— START OF Extracted material —

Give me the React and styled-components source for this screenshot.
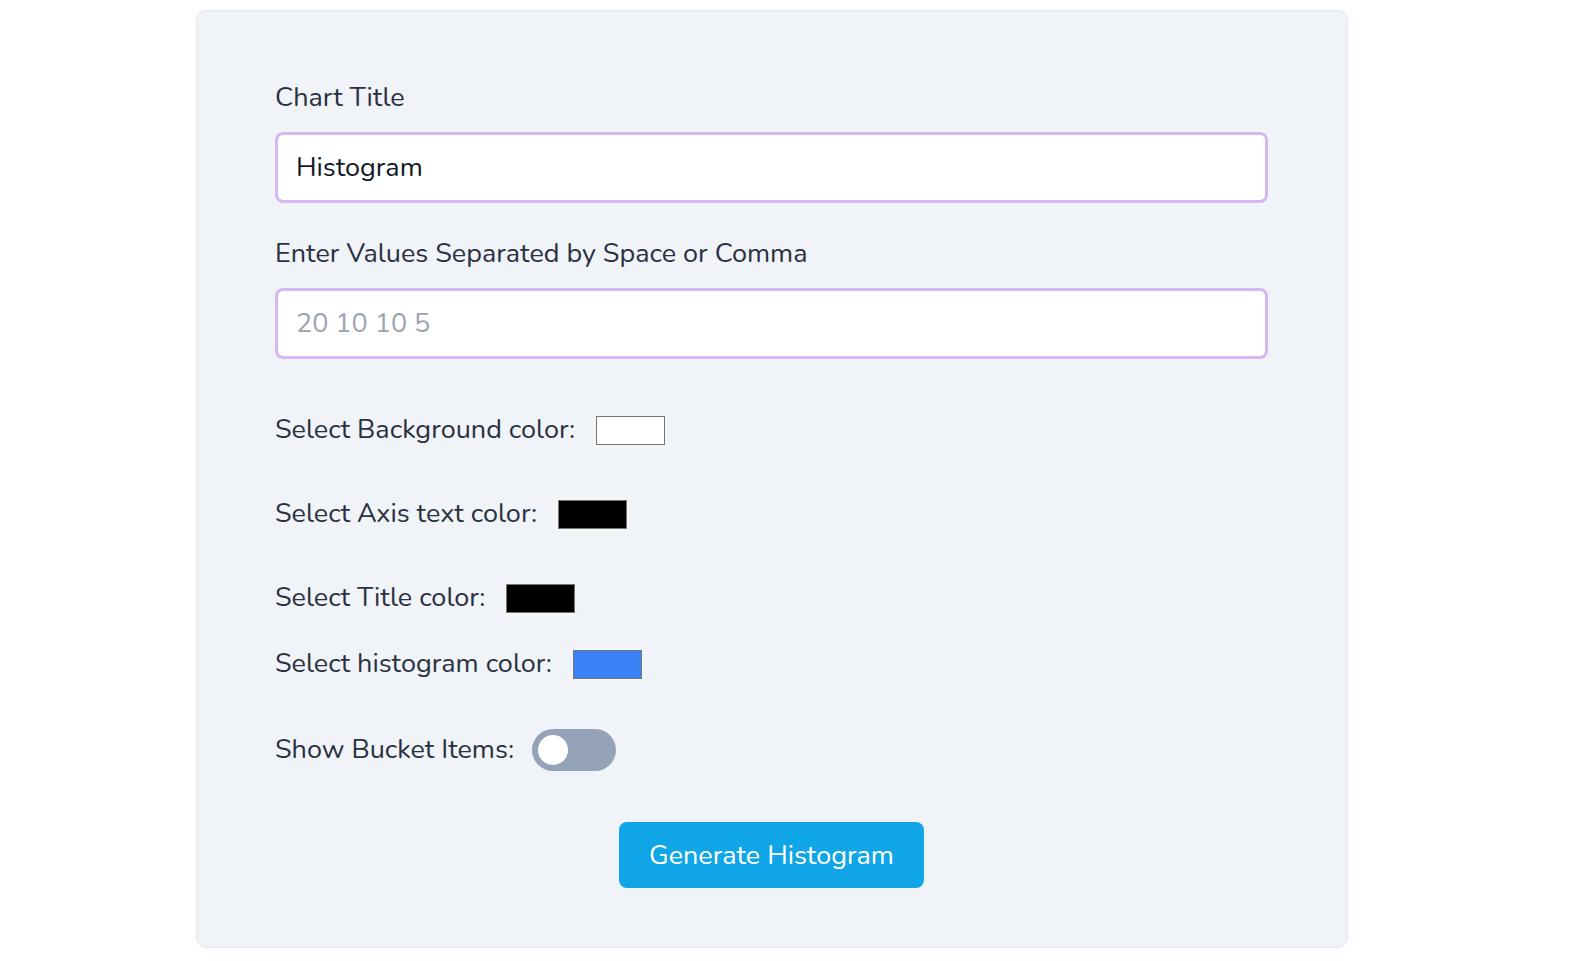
import React, { useState } from "react";
import styled, { createGlobalStyle } from "styled-components";

const Global = createGlobalStyle`
  * { box-sizing: border-box; }
  body {
    margin: 0;
    background: #ffffff;
    font-family: "Nunito", "Lato", "Noto Sans", sans-serif;
  }
`;

const Page = styled.div`
  padding: 10px 0 0 196px;
`;

const Card = styled.div`
  width: 1152px;
  height: 938px;
  background: #f0f3f8;
  border: 1px solid #e3e6eb;
  border-radius: 10px;
  padding: 69px 79px 0 78px;
  display: flex;
  flex-direction: column;
`;

const Label = styled.label`
  display: block;
  font-size: 27px;
  line-height: 36px;
  color: #2a3140;
  margin-top: ${(p) => p.$mt || 0}px;
`;

const TextInput = styled.input`
  display: block;
  width: 100%;
  height: 71px;
  margin-top: 16px;
  border: 3px solid #d5b8f3;
  border-radius: 8px;
  background: #ffffff;
  padding: 0 18px;
  font-family: inherit;
  font-size: 27px;
  color: #111827;
  outline: none;
  &::placeholder { color: #9ca3af; }
`;

const Row = styled.div`
  display: flex;
  align-items: center;
  height: 36px;
  margin-top: ${(p) => p.$mt}px;
`;

const RowText = styled.span`
  font-size: 27px;
  line-height: 36px;
  color: #2a3140;
`;

const SwatchFrame = styled.span`
  display: inline-flex;
  margin-left: 18px;
  padding: 3px;
  background: #f4f5f7;
  border-radius: 2px;
`;

const Swatch = styled.span`
  display: block;
  width: 69px;
  height: 29px;
  border: 1px solid #767676;
  background: ${(p) => p.$color};
`;

const Toggle = styled.button`
  margin-left: 18px;
  width: 84px;
  height: 42px;
  border: none;
  border-radius: 21px;
  background: ${(p) => (p.$on ? "#0ea5e9" : "#94a3b8")};
  padding: 0 6px;
  display: flex;
  align-items: center;
  justify-content: ${(p) => (p.$on ? "flex-end" : "flex-start")};
  cursor: pointer;
`;

const Knob = styled.span`
  width: 30px;
  height: 30px;
  border-radius: 50%;
  background: #ffffff;
`;

const ButtonRow = styled.div`
  display: flex;
  justify-content: center;
  margin-top: 54px;
`;

const Button = styled.button`
  width: 305px;
  height: 66px;
  border: none;
  border-radius: 8px;
  background: #10a5e6;
  color: #ffffff;
  font-family: inherit;
  font-size: 27px;
  cursor: pointer;
`;

export default function App() {
  const [on, setOn] = useState(false);
  return (
    <>
      <Global />
      <Page>
        <Card>
          <Label>Chart Title</Label>
          <TextInput defaultValue="Histogram" />
          <Label $mt={33}>Enter Values Separated by Space or Comma</Label>
          <TextInput placeholder="20 10 10 5" />
          <Row $mt={53}>
            <RowText>Select Background color:</RowText>
            <SwatchFrame><Swatch $color="#ffffff" /></SwatchFrame>
          </Row>
          <Row $mt={48}>
            <RowText>Select Axis text color:</RowText>
            <SwatchFrame><Swatch $color="#000000" /></SwatchFrame>
          </Row>
          <Row $mt={48}>
            <RowText>Select Title color:</RowText>
            <SwatchFrame><Swatch $color="#000000" /></SwatchFrame>
          </Row>
          <Row $mt={30}>
            <RowText>Select histogram color:</RowText>
            <SwatchFrame><Swatch $color="#3b82f6" /></SwatchFrame>
          </Row>
          <Row $mt={50}>
            <RowText>Show Bucket Items:</RowText>
            <Toggle $on={on} onClick={() => setOn(!on)} aria-label="toggle">
              <Knob />
            </Toggle>
          </Row>
          <ButtonRow>
            <Button>Generate Histogram</Button>
          </ButtonRow>
        </Card>
      </Page>
    </>
  );
}
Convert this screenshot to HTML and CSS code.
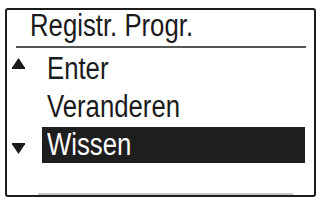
FILE: index.html
```html
<!DOCTYPE html>
<html lang="nl">
<head>
    <meta charset="UTF-8">
    <title>Registr. Progr.</title>
    <link rel="stylesheet" href="styles.css">
</head>
<body>
    <div class="screen">
        <div class="title"><span class="label">Registr. Progr.</span></div>
        <div class="rule"></div>
        <div class="menu">
            <div class="arrow up">
                <svg width="13" height="11" viewBox="0 0 13 11"><polygon points="6.5,0 12.5,9 0.5,9" fill="#1a1a1a"/><rect x="0" y="9" width="13" height="2" fill="#1a1a1a"/></svg>
            </div>
            <div class="item"><span class="label">Enter</span></div>
            <div class="arrow"></div>
            <div class="item"><span class="label">Veranderen</span></div>
            <div class="arrow down">
                <svg width="13" height="11" viewBox="0 0 13 11"><rect x="0" y="0" width="13" height="2" fill="#1a1a1a"/><polygon points="0.5,2 12.5,2 6.5,11" fill="#1a1a1a"/></svg>
            </div>
            <div class="item selected"><span class="label">Wissen</span></div>
        </div>
        <div class="foot"></div>
    </div>
</body>
</html>
```

FILE: styles.css
```css
body { margin: 0; background: #fff; }
.screen { box-sizing: border-box; width: 311px; height: 189px; margin: 8px 0 0 5px; border: 2px solid #1c1c1c; border-radius: 3px; font-family: "Liberation Sans", Arial, sans-serif; font-size: 31px; color: #1a1a1a; }
.label { display: inline-block; transform: scaleX(0.83); transform-origin: left center; white-space: nowrap; }
.title { height: 32px; line-height: 32px; padding-left: 23px; }
.rule { height: 2px; margin: 4px 8px 0 9px; background: #555; }
.menu { display: grid; grid-template-columns: 35px 1fr; grid-auto-rows: 36px; row-gap: 2px; margin-top: 3px; }
.arrow { padding-left: 5px; }
.arrow svg { display: block; }
.arrow.up { padding-top: 7px; }
.arrow.down { padding-top: 16px; }
.item { line-height: 36px; padding-left: 5px; margin-right: 9px; }
.item.selected { background: #1e1e1e; color: #fff; }
.foot { height: 2px; margin: 30px 21px 0 31px; background: #c8c8c8; }
```
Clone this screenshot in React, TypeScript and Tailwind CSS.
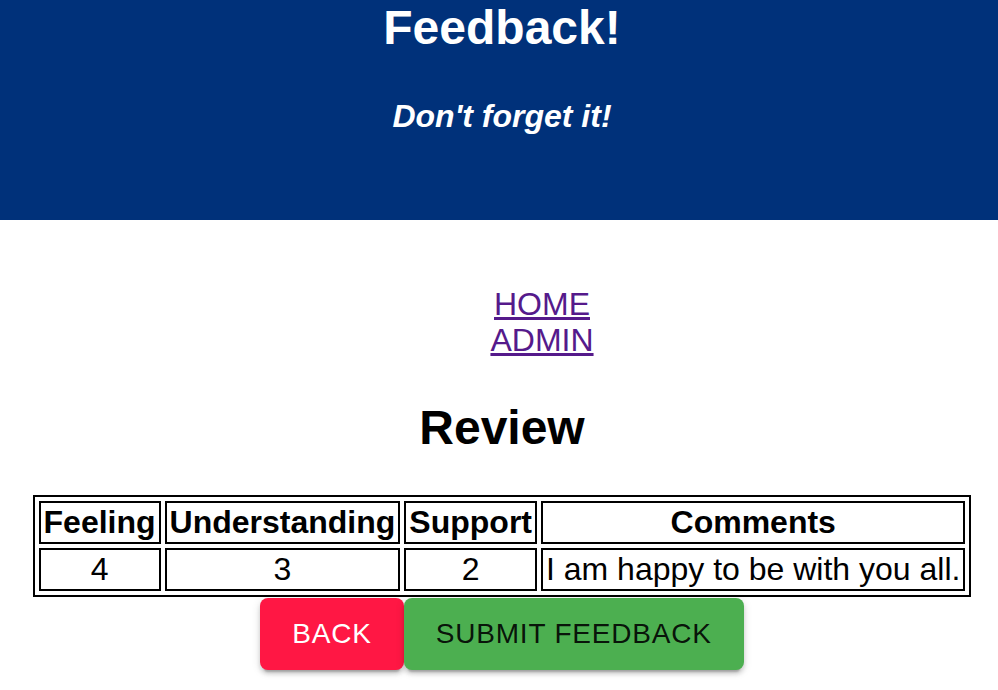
export default function App() {
  const scores = [
    { label: 'Feeling', value: '4' },
    { label: 'Understanding', value: '3' },
    { label: 'Support', value: '2' },
  ];

  return (
    <div className="min-h-screen bg-white text-black font-['Liberation_Sans',Arial,sans-serif]">
      {/* Header */}
      <header className="h-[220px] bg-[#00317a] text-white pl-[6px] text-center">
        <h1 className="text-[48px] leading-[55px] font-bold">Feedback!</h1>
        <p className="mt-[43px] text-[32px] leading-[37px] italic font-bold">Don't forget it!</p>
      </header>

      <div className="pl-[6px]">
        {/* Nav */}
        <ul className="mt-[66px] pl-[80px] text-center text-[32px] leading-[36px]">
          <li>
            <a href="#" className="text-[#551a8b] underline">HOME</a>
          </li>
          <li>
            <a href="#" className="text-[#551a8b] underline">ADMIN</a>
          </li>
        </ul>

        <h2 className="mt-[42px] text-center text-[48px] leading-[55px] font-bold">Review</h2>

        {/* Review table */}
        <table className="mx-auto mt-[40px] border-separate border-spacing-[4px] border-2 border-black text-[32px] leading-[35px]">
          <thead>
            <tr>
              {scores.map((s) => (
                <th key={s.label} className="border-2 border-black px-[3px] py-[2px] font-bold">
                  {s.label}
                </th>
              ))}
              <th className="border-2 border-black px-[3px] py-[2px] font-bold">Comments</th>
            </tr>
          </thead>
          <tbody>
            <tr>
              {scores.map((s) => (
                <td key={s.label} className="border-2 border-black px-[3px] py-[2px] text-center">
                  {s.value}
                </td>
              ))}
              <td className="border-2 border-black px-[3px] py-[2px]">I am happy to be with you all.</td>
            </tr>
          </tbody>
        </table>

        {/* Buttons */}
        <div className="flex justify-center pt-[1px]">
          <button className="h-[72px] px-[32px] rounded-[8px] bg-[#ff1744] text-white text-[28px] tracking-[0.8px] uppercase shadow-[0_6px_2px_-4px_rgba(0,0,0,0.2),0_4px_4px_0_rgba(0,0,0,0.14),0_2px_10px_0_rgba(0,0,0,0.12)]">
            Back
          </button>
          <button className="h-[72px] px-[32px] rounded-[8px] bg-[#4caf50] text-black/90 text-[28px] tracking-[0.8px] uppercase shadow-[0_6px_2px_-4px_rgba(0,0,0,0.2),0_4px_4px_0_rgba(0,0,0,0.14),0_2px_10px_0_rgba(0,0,0,0.12)]">
            Submit Feedback
          </button>
        </div>
      </div>
    </div>
  );
}
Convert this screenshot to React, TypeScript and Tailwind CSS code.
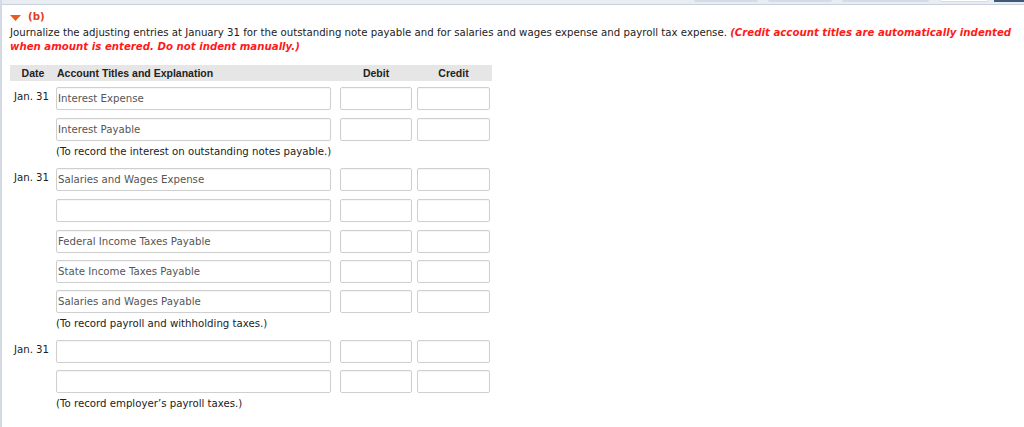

— END OF Extracted material —

— What you have to do —
From the material given, work out how many lines hold the string "this"; state that number and nothing further.

— Answer to the problem —
4